Historic school in Virginia, US

New Kent High School is a historic school in New Kent, Virginia. The school, along with the nearby George W. Watkins Elementary School, is associated with the landmark Supreme Court case Green v. County School Board of New Kent County (1968), in which the court defined what the standards of Brown v. Board of Education were in the desegregation cases. This decision ended the era of Massive Resistance and ushered in the era of integration.

==History==
Before desegregation, George Watkins was the county's African American-only high school, while New Kent School was the high school for whites. The name for the former was in honor of Dr. George W. Watkins, who served as the pastor of the Second Liberty Baptist Church from 1928 to 1971. During this time, he encouraged church members to take leadership roles in the community, such as on the local school board, planning commission, board of supervisors, and other civic and religious organizations. The most notable of those who followed this advice was Dr. Calvin C. Green, who led the push for desegregation in Green v. County School Board.
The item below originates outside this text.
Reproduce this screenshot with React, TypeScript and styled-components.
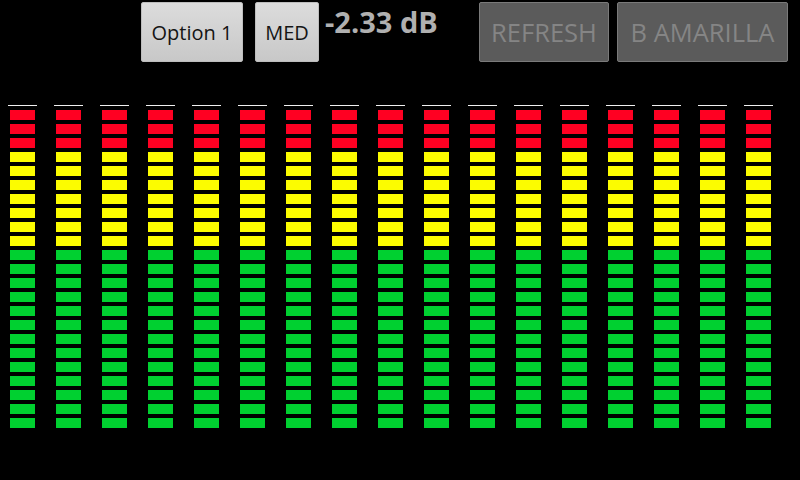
import styled, { createGlobalStyle } from "styled-components";

const GlobalStyle = createGlobalStyle`
  html, body {
    margin: 0;
    padding: 0;
    background: #000;
    font-family: "Open Sans", "DejaVu Sans", sans-serif;
  }
`;

const Screen = styled.div`
  width: 800px;
  height: 480px;
  background: #000;
  overflow: hidden;
`;

const TopBar = styled.div`
  display: flex;
  align-items: flex-start;
  height: 64px;
  padding: 2px 12px 0 141px;
  box-sizing: border-box;
`;

const Button = styled.div<{ $w: number; $disabled?: boolean; $gap?: number }>`
  display: flex;
  align-items: center;
  justify-content: center;
  width: ${(p) => p.$w}px;
  height: 60px;
  box-sizing: border-box;
  margin-left: ${(p) => p.$gap ?? 0}px;
  border-radius: 2px;
  border: 1px solid ${(p) => (p.$disabled ? "#7a7a7a" : "#bdbdbd")};
  background: ${(p) =>
    p.$disabled
      ? "#5b5b5b"
      : "linear-gradient(#dcdcdc, #d2d2d2 50%, #c8c8c8)"};
  color: ${(p) => (p.$disabled ? "#858585" : "#141414")};
  font-size: ${(p) => (p.$disabled ? 25.5 : 20)}px;
  white-space: nowrap;
`;

const Level = styled.div`
  margin: 0 0 0 6px;
  font-size: 29px;
  font-weight: 700;
  color: #b0b0b0;
  white-space: nowrap;
`;

const Spacer = styled.div`
  flex: 1;
`;

const Meters = styled.div`
  display: flex;
  gap: 17px;
  padding: 41px 0 0 8px;
`;

const Column = styled.div`
  display: flex;
  flex-direction: column;
  align-items: center;
  width: 29px;
`;

const Peak = styled.div`
  width: 29px;
  height: 1px;
  background: #f0f0f0;
  margin-bottom: 4px;
`;

const Segments = styled.div`
  display: flex;
  flex-direction: column;
  gap: 4px;
`;

const Segment = styled.div<{ $color: string }>`
  width: 25px;
  height: 10px;
  background: ${(p) => p.$color};
`;

const RED = "#ff0022";
const YELLOW = "#fcfc00";
const GREEN = "#00d030";

const segmentColors = [
  ...Array(3).fill(RED),
  ...Array(7).fill(YELLOW),
  ...Array(13).fill(GREEN),
];

export default function App() {
  return (
    <Screen>
      <GlobalStyle />
      <TopBar>
        <Button $w={102}>Option 1</Button>
        <Button $w={64} $gap={12}>
          MED
        </Button>
        <Level>-2.33 dB</Level>
        <Spacer />
        <Button $w={130} $disabled>
          REFRESH
        </Button>
        <Button $w={171} $gap={8} $disabled>
          B AMARILLA
        </Button>
      </TopBar>
      <Meters>
        {Array.from({ length: 17 }).map((_, i) => (
          <Column key={i}>
            <Peak />
            <Segments>
              {segmentColors.map((c, j) => (
                <Segment key={j} $color={c} />
              ))}
            </Segments>
          </Column>
        ))}
      </Meters>
    </Screen>
  );
}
In 1954, the Brown v. Board of Education overturned the "separate but equal" doctrine, but it was not specific on remedies that educational systems had to take to remove discrimination. The 1955 "Brown II" ruling on relief called only for desegregation at "all deliberate speed", which many interpreted to allow active resistance. Many school systems made changes which allowed them to avoid the most blatant appearance of discrimination, but which achieved only token amounts of integration. Notably, the 1955 Briggs appeals court decision was one that held that the constitution "'does not require integration. It merely forbids discrimination.'", and this was used to avoid taking active steps towards integration.

In reaction to the Brown v. Board decision, the New Kent County School System implemented a choice system in 1967, through which students were given a choice to either attend New Kent High School or George Watkins High School. The plan resulted in some African Americans attending New Kent but no whites attending Watkins. In Green v. County School Board of New Kent County, the Supreme Court ruled that the choice plan was unconstitutional. Watkins was soon converted into a middle school and an integrated New Kent High School became the county school for grades 9-12.

The pair of schools was declared a National Historic Landmark in 2001.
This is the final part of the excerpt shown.